The Berlin Case Viewer was a training aid which was developed outside the Charité through the private initiative of several experts. I then had the idea of applying the concept at the Charité too and making it available to students. This is the aim with the Charité Case Viewer, for which I received funding from Stiftung Charité. This time, the program is designed to run in a completely normal web browser.
Were the students – who will, after all, be the end users, as it were – also involved in the development process?
I showed the Berlin Case Viewer to the students in my seminars. The collaboration between Anatomy and Radiology went down very well – especially in Anatomy, where you actually work on the dissecting table. I was able to show an image of what the anatomist was simultaneously showing in the medical preparation. That had an incredibly powerful learning effect. Many students asked me how to get hold of this app. Unfortunately, until now I always had to disappoint them, as the app wasn’t publicly available. Now, during my research time as a Clinical Fellow, I’ve been able to develop the idea further.
Where are you at the moment with the development of the Charité Case Viewer?

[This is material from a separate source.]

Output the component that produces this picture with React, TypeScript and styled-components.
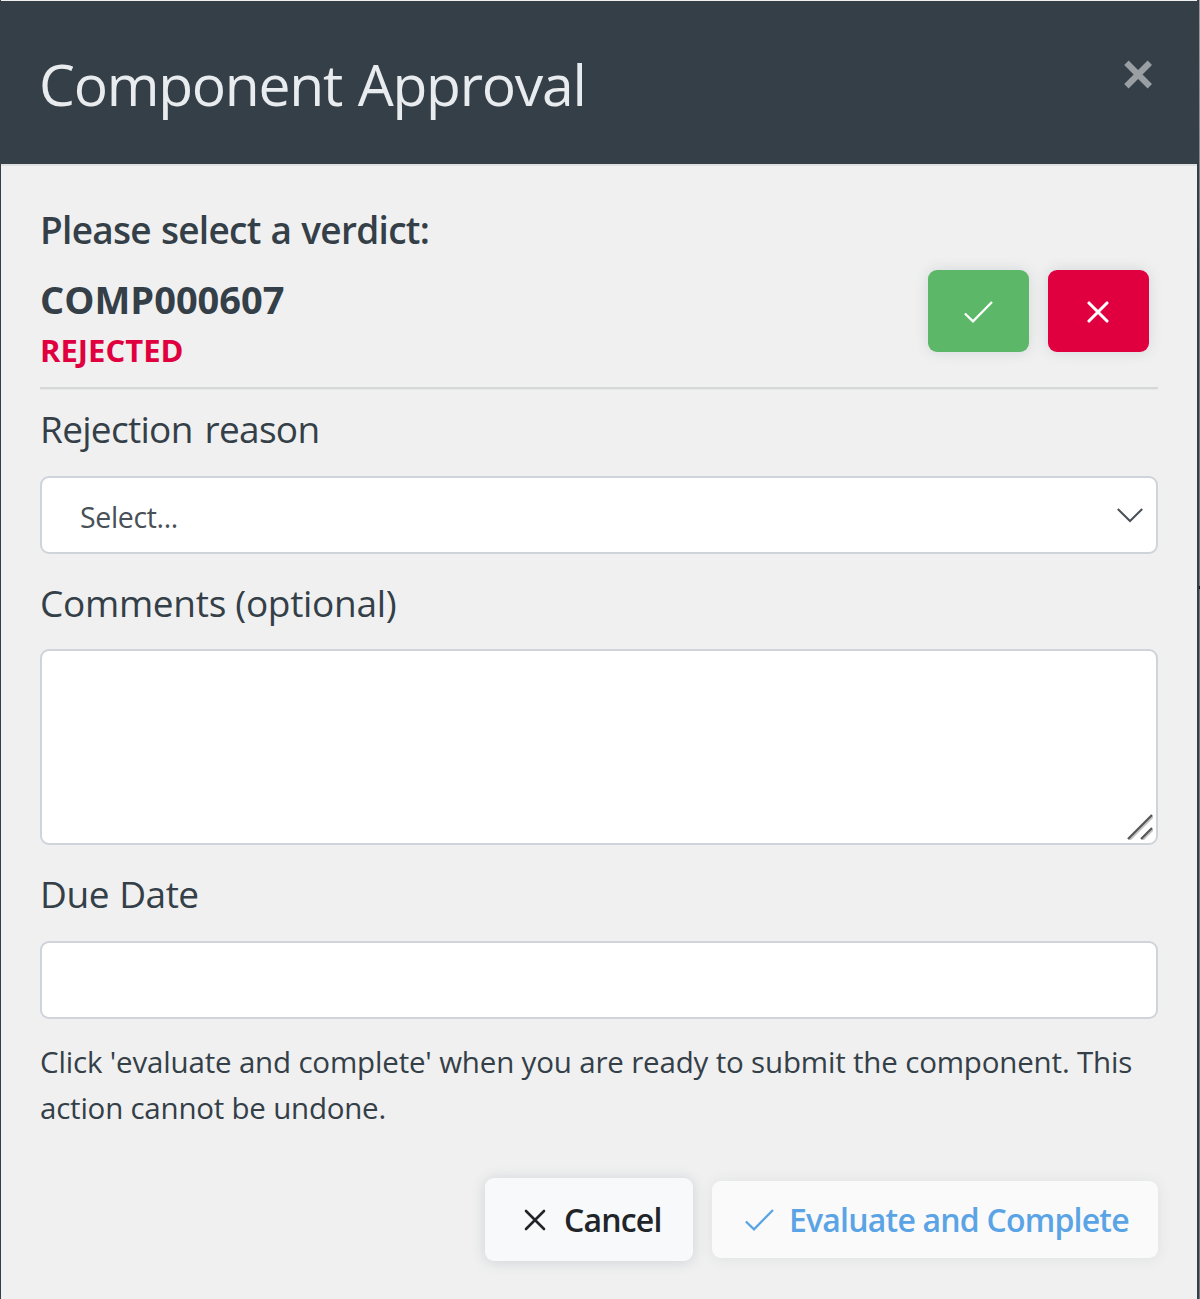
import React from "react";
import styled, { createGlobalStyle } from "styled-components";

const Global = createGlobalStyle`
  * { box-sizing: border-box; }
  body { margin: 0; background: #353f48; font-family: "Open Sans", "Noto Sans", sans-serif; color: #343f48; }
  button, textarea, input { font-family: inherit; }
`;

const Backdrop = styled.div`
  width: 1200px;
  height: 1299px;
  padding: 0 3px 0 1px;
  overflow: hidden;
  background:
    linear-gradient(#10161b, #10161b) right 586px / 1px 3px no-repeat,
    linear-gradient(#9a9c9e, #6f7a82 280px, #6f7a82) right top / 1px 100% no-repeat,
    #353f48;
  background-position: right 0 top 586px, right top;
`;

const Dialog = styled.section`
  height: 100%;
  border-top: 1px solid #f0f0f0;
  background: #f0f0f0;
`;

const Header = styled.header`
  display: flex;
  justify-content: space-between;
  align-items: flex-start;
  height: 163px;
  padding: 0 44px 0 38px;
  background: #353f48;
`;

const Title = styled.h1<{ $track: number }>`
  margin: 0;
  font-size: 57px;
  font-weight: 400;
  line-height: 167px;
  letter-spacing: ${(p) => p.$track}px;
  word-spacing: 2px;
  color: #e9ecef;
`;

const Close = styled.button`
  display: flex;
  margin-top: 59px;
  padding: 0;
  border: 0;
  background: none;
`;

const Body = styled.div`
  padding: 37px 39px 0;
  border-top: 2px solid #dfe0e2;
`;

const Prompt = styled.h2<{ $track: number }>`
  margin: 0;
  font-size: 37px;
  font-weight: 600;
  line-height: 53px;
  height: 50px;
  letter-spacing: ${(p) => p.$track}px;
  word-spacing: 1px;
`;

const VerdictRow = styled.div`
  display: flex;
  justify-content: space-between;
  align-items: flex-start;
  height: 136px;
  padding: 17px 9px 0 0;
  border-bottom: 2px solid #d6d7d8;
  box-shadow: 0 1px 0 #e7e8e8;
`;

const ComponentId = styled.div`
  margin-top: 1px;
  font-size: 38px;
  font-weight: 700;
  line-height: 56px;
`;

const Status = styled.div`
  font-size: 31px;
  font-weight: 700;
  line-height: 46px;
  color: #e00040;
`;

const Verdicts = styled.div`
  display: flex;
  gap: 19px;
`;

const VerdictButton = styled.button<{ $color: string }>`
  display: flex;
  align-items: center;
  justify-content: center;
  width: 101px;
  height: 82px;
  padding: 1px 1px 0 0;
  border: 0;
  border-radius: 9px;
  background: ${(p) => p.$color};
  color: #fff;
  box-shadow: 0 0 14px rgba(52, 73, 94, 0.15);
`;

const Label = styled.label<{ $height: number; $line: number; $track: number; $word?: number }>`
  display: block;
  height: ${(p) => p.$height}px;
  font-size: 37px;
  line-height: ${(p) => p.$line}px;
  letter-spacing: ${(p) => p.$track}px;
  word-spacing: ${(p) => p.$word ?? 0}px;
`;

const Select = styled.div`
  display: flex;
  align-items: center;
  justify-content: space-between;
  height: 78px;
  padding: 0 13px 0 38px;
  border: 2px solid #ced4da;
  border-radius: 9px;
  background: #fff;
  color: #495057;
`;

const Placeholder = styled.span<{ $track: number }>`
  padding-top: 4px;
  font-size: 28.5px;
  line-height: 40px;
  letter-spacing: ${(p) => p.$track}px;
`;

const Comments = styled.div`
  display: flex;
  align-items: flex-end;
  justify-content: flex-end;
  height: 196px;
  padding: 0 3px 3px 0;
  border: 2px solid #ced4da;
  border-radius: 9px;
  background: #fff;
`;

const DateInput = styled.input`
  display: block;
  width: 100%;
  height: 78px;
  border: 2px solid #ced4da;
  border-radius: 9px;
  background: #fff;
`;

const Note = styled.p`
  margin: 20px 0 0;
  font-size: 29.5px;
  line-height: 46px;
`;

const NoteLine = styled.span<{ $track: number }>`
  display: block;
  white-space: nowrap;
  letter-spacing: ${(p) => p.$track}px;
`;

const Footer = styled.footer`
  display: flex;
  align-items: center;
  justify-content: flex-end;
  gap: 19px;
  padding-top: 47px;
`;

const Action = styled.button<{ $primary?: boolean; $track: number }>`
  display: flex;
  align-items: center;
  gap: ${(p) => (p.$primary ? 15 : 18)}px;
  width: ${(p) => (p.$primary ? 446 : 208)}px;
  height: ${(p) => (p.$primary ? 77 : 83)}px;
  padding: 0 0 0 ${(p) => (p.$primary ? 33 : 39)}px;
  border: 0;
  border-radius: 9px;
  background: ${(p) => (p.$primary ? "#fafafa" : "#f8f9fb")};
  color: ${(p) => (p.$primary ? "#5aa4e6" : "#212529")};
  box-shadow: 0 1px 14px rgba(52, 73, 94, ${(p) => (p.$primary ? 0.09 : 0.18)});
  font-size: 32px;
  font-weight: 550;
  line-height: 44px;
  letter-spacing: ${(p) => p.$track}px;
  white-space: nowrap;
`;

const Check = () => (
  <svg width="29" height="22" viewBox="0 0 29 22" fill="none" stroke="currentColor" strokeWidth="2.3">
    <path d="M.9 12.5 9 20.3 28 1" />
  </svg>
);

const Cross = ({ width = 2.6 }: { width?: number }) => (
  <svg width="22" height="22" viewBox="0 0 22 22" fill="none" stroke="currentColor" strokeWidth={width} strokeLinecap="round">
    <path d="M2 2 20 20M20 2 2 20" />
  </svg>
);

export default function App() {
  return (
    <>
      <Global />
      <Backdrop>
        <Dialog>
          <Header>
            <Title $track={-1.25}>Component Approval</Title>
            <Close aria-label="Close">
              <svg width="29" height="29" viewBox="0 0 29 29" stroke="#9a9fa3" strokeWidth="6.2">
                <path d="M2.4 2.8 25.8 26.2M25.8 2.8 2.4 26.2" />
              </svg>
            </Close>
          </Header>
          <Body>
            <Prompt $track={-0.7}>Please select a verdict:</Prompt>
            <VerdictRow>
              <div>
                <ComponentId>COMP000607</ComponentId>
                <Status>REJECTED</Status>
              </div>
              <Verdicts>
                <VerdictButton $color="#5cb868" aria-label="Approve">
                  <Check />
                </VerdictButton>
                <VerdictButton $color="#e00040" aria-label="Reject">
                  <Cross width={3.1} />
                </VerdictButton>
              </Verdicts>
            </VerdictRow>
            <Label $height={87} $line={79} $track={-0.7} $word={3}>Rejection reason</Label>
            <Select>
              <Placeholder $track={-0.35}>Select...</Placeholder>
              <svg width="26" height="15" viewBox="0 0 26 15" fill="none" stroke="#495057" strokeWidth="2">
                <path d="M.8 1 13 13 25.2 1" />
              </svg>
            </Select>
            <Label $height={95} $line={97} $track={-0.3}>Comments (optional)</Label>
            <Comments>
              <svg width="26" height="26" viewBox="0 0 26 26" strokeWidth="2.2">
                <path d="M2.5 26 26 2.5M15.5 26 26 15.5" stroke="#c4c4c4" />
                <path d="M1 25 25 1M14 25 25 14" stroke="#555" />
              </svg>
            </Comments>
            <Label $height={96} $line={97} $track={-0.45} $word={1}>Due Date</Label>
            <DateInput aria-label="Due Date" />
            <Note>
              <NoteLine $track={-0.17}>Click 'evaluate and complete' when you are ready to submit the component. This</NoteLine>
              <NoteLine $track={-0.22}>action cannot be undone.</NoteLine>
            </Note>
            <Footer>
              <Action $track={-0.8}><Cross /><span>Cancel</span></Action>
              <Action $primary $track={-0.8}><Check /><span>Evaluate and Complete</span></Action>
            </Footer>
          </Body>
        </Dialog>
      </Backdrop>
    </>
  );
}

It was complicated to reconfigure the app so that it also runs in the web browser. Most functions can be programmed much better in an app, so therefore they have to be simplified. I’m coordinating and steering the project, which is being worked on by two programmers and one designer. Meanwhile, the web tool is basically executable and is going to be connected to other systems at the Charité. So, at the moment I’m trying to find a suitable solution for data protection. As the first application scenario, we’re updating the data of a colleague who’s an expert in diseases of the kidney and spleen and has collected extremely rare cases. This is the first module and should be available from the summer.
In order to integrate the databases of the different areas at the Charité, you certainly have to have a good network of contacts. How long do you need to spend at a hospital, which is basically like an entire village, in order to have a good overview?
My experience at the Charité was similar to my own process of getting settled in Berlin: when I first came to Berlin, during the first year I desperately wanted to go away again. Berlin was unfriendly, it was cold, gloomy and grey. I was shocked by this gigantic city – by the anonymity. The bus drivers drove on even when you were running towards the bus. However, in the second year it got a bit better and in the tenth year I find it really cool here. The Charité is a historically important institution, and that gives you a special feeling when you’re studying or working here. Nevertheless, you can’t fully comprehend the way that the Charité functions right away and need a few years to really get a grasp of the procedures. Depending on which academic stage you’re in, there are different aspects of the academic landscape that one needs to get to know. That voyage of discovery is new every time – there’s no universally valid path. But it’s nice to see how many different career paths ultimately meet here.